## start

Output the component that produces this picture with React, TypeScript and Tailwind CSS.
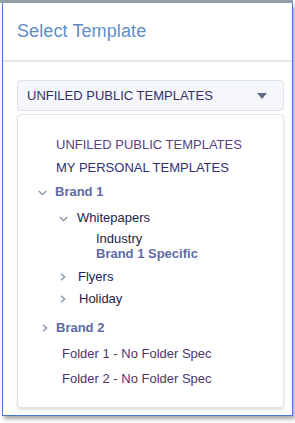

## end
## start

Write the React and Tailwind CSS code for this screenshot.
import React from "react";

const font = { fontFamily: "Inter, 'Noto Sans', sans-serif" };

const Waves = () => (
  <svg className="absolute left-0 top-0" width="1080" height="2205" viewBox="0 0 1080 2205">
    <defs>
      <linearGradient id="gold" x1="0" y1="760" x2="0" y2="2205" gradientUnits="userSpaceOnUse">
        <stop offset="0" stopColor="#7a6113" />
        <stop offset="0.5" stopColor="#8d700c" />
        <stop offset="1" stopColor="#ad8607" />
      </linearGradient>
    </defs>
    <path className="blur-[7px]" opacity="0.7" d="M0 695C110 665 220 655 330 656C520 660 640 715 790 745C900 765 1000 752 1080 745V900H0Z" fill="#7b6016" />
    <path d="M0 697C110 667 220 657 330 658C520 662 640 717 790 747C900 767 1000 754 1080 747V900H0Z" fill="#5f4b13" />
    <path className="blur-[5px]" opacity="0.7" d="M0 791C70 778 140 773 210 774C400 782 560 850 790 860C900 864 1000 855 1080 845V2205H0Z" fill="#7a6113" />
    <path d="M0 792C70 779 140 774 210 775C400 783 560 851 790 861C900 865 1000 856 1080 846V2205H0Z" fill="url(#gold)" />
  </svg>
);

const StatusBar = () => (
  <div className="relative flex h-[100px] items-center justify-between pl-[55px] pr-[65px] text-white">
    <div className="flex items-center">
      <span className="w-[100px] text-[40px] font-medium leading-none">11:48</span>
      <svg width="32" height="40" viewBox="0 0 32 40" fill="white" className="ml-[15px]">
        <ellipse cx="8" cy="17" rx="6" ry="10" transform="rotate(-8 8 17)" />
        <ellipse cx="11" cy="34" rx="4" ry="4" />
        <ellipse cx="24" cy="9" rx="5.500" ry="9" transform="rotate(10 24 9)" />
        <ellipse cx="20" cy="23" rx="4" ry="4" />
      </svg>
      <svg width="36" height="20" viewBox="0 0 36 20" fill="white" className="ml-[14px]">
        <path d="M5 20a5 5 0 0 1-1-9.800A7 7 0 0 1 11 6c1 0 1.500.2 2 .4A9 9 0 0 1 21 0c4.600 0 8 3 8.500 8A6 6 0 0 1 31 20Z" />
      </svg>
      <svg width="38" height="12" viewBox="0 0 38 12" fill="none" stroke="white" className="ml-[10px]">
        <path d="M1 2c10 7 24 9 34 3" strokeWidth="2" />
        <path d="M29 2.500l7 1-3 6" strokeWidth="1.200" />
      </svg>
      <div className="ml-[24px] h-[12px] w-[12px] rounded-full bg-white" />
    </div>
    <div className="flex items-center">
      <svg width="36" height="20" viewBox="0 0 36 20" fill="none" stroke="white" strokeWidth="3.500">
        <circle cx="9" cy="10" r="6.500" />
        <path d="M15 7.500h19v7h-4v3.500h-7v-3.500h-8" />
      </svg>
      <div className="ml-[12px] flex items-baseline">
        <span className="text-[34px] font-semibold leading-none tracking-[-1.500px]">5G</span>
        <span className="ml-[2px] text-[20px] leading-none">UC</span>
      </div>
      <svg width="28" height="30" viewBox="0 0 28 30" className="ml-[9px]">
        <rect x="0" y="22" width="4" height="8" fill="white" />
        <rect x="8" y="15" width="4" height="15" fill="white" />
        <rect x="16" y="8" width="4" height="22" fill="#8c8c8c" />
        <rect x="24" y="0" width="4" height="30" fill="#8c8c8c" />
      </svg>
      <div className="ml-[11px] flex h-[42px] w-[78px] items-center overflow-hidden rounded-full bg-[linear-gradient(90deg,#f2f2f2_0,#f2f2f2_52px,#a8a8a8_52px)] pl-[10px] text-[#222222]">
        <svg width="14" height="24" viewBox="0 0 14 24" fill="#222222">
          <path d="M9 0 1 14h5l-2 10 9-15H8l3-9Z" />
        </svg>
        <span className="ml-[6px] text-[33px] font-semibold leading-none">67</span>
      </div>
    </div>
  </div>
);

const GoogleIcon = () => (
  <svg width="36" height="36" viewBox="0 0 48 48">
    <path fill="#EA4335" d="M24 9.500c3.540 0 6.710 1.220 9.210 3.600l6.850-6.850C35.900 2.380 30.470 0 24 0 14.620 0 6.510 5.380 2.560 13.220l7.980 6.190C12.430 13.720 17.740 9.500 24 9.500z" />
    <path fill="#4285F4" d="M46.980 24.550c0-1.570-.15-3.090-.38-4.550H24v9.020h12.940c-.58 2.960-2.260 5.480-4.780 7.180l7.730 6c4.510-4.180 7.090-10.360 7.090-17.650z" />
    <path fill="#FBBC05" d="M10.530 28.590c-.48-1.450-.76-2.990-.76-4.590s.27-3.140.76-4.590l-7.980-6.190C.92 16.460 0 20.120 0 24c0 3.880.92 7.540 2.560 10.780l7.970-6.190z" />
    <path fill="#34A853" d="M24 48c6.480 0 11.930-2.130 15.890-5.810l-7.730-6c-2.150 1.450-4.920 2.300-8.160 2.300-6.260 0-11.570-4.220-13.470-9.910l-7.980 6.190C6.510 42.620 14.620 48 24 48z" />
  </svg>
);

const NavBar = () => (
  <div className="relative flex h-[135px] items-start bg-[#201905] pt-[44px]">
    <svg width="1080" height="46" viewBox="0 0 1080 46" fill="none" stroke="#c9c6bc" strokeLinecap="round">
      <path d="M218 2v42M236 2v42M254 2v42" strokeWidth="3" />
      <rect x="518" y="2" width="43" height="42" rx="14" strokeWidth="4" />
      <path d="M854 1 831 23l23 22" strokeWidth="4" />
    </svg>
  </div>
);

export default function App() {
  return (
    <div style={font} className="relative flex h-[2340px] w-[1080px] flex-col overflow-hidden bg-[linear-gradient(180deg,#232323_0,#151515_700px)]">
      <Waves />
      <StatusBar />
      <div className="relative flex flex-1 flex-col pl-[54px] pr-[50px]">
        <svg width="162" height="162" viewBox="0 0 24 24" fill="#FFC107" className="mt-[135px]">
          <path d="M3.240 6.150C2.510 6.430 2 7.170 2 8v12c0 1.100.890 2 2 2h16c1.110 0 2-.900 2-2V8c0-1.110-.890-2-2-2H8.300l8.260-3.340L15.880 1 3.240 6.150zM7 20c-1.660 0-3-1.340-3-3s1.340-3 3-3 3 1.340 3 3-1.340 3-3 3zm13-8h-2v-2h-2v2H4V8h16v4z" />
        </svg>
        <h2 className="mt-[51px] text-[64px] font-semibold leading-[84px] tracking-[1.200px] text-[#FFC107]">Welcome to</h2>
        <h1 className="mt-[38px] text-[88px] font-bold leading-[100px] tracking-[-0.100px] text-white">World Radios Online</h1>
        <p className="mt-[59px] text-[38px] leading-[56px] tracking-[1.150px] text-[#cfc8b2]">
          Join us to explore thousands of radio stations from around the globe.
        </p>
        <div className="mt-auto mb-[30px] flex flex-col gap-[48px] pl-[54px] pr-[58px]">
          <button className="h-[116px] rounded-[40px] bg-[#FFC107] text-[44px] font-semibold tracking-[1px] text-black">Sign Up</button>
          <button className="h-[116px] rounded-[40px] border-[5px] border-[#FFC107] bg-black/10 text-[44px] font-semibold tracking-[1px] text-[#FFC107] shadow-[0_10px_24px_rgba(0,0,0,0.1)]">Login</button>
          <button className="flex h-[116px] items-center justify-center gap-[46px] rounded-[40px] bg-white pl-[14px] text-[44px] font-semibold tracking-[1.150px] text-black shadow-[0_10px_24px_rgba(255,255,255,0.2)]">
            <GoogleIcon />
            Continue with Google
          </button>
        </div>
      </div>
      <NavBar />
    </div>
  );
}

## end
## start

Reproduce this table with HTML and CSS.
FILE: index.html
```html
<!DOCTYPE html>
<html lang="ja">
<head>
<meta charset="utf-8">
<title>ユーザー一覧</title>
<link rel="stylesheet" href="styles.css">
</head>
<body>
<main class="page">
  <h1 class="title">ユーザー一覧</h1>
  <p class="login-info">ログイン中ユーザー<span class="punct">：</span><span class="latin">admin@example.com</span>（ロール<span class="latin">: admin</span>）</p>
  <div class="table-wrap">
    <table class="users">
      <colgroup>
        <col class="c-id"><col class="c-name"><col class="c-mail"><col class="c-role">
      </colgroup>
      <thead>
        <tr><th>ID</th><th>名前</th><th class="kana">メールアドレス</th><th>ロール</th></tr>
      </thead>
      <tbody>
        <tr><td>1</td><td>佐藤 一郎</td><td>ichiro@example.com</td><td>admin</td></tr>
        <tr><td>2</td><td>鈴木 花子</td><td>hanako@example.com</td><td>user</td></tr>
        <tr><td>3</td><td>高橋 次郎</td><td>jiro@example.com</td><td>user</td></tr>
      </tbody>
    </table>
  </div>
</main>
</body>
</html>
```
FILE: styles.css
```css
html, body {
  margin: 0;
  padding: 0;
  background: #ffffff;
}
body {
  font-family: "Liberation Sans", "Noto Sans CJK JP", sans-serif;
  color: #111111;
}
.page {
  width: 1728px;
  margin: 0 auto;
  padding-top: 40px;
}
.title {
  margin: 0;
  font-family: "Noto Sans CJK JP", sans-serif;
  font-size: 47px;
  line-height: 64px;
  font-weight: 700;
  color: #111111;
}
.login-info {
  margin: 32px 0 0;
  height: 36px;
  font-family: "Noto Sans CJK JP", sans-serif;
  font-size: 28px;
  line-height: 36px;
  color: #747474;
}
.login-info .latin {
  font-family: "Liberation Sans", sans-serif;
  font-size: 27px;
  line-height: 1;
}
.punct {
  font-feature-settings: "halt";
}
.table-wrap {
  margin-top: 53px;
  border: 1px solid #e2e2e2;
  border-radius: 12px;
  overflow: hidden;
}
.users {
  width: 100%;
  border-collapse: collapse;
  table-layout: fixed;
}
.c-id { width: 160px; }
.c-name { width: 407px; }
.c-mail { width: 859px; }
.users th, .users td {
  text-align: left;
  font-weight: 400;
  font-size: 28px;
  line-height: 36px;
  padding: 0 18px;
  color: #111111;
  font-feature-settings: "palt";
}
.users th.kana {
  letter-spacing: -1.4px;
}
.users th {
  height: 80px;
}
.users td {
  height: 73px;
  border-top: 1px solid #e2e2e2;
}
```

## end

# To be done:
Only a number is expected here: the count of lines in the listing that hold the string "with".

# Full response:
3